Monday, February 28, 2011

Book Reading #29: Opening Skinner's Box Microblog

Reference Information
   Title: Opening Skinner's Box
   Author: Lauren Slater
   Publisher: W.W. Norton & Company (2008)

Chapter 8: Lost in the Mall (23 pages)
Summary
Slater discusses the "false memory" experiments conducted by Elizabeth Loftus. Loftus was able to implant false memories into her test subjects. She observed that the memories could be changed over time or through some convincing. In the "Lost in the Mall" experiment, her subjects read 4 accounts of their childhood written by their loved ones. 3 were real, 1 was falsified (being lost in a mall). She found that a quarter of the subjects vividly remembered this event as if it really happened and was able to describe them in good detail. She also talks about traumatic memory and how it can be repressed/stored differently in the brain.


Discussion
My girlfriend's dad recently had a stroke and can't create new short term memories.
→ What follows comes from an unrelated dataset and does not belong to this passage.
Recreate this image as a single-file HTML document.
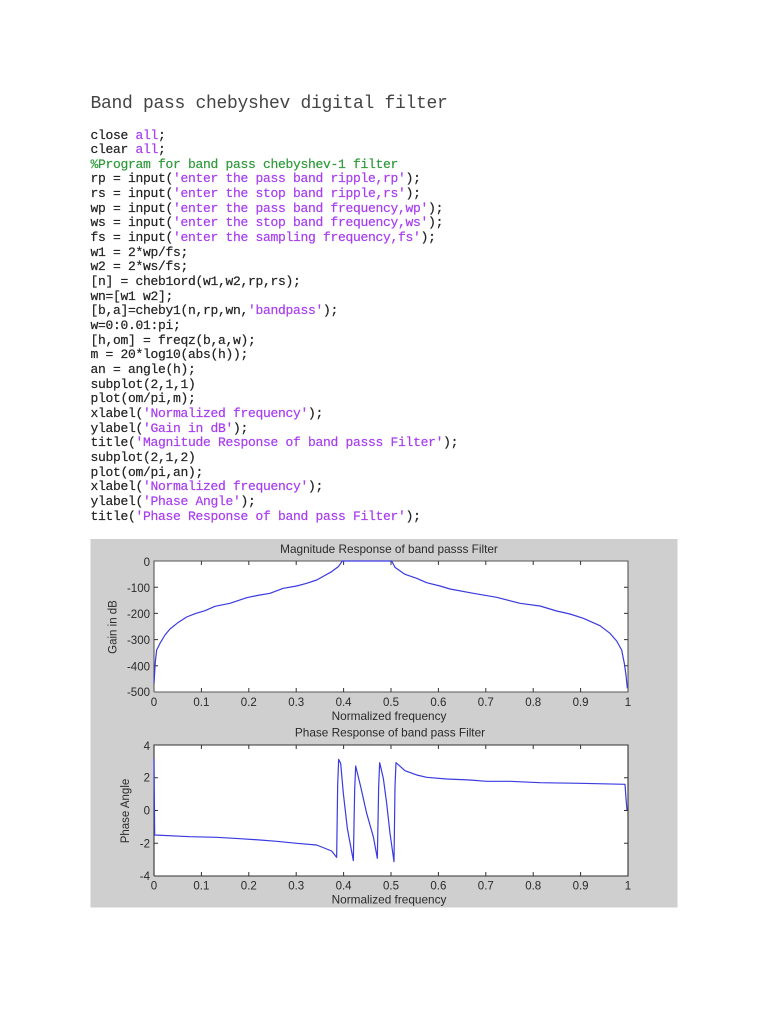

He is in his 60's but thinks that he's playing college football. I've been thinking about memory a lot lately and how it's kind of like a big hard drive. When you do a quick format of the hard drive, you essentially break the link that holds all the information together. It's not gone, it's just jumbled up. That's kind of how I see him right now. All his connections are broken. It's sad.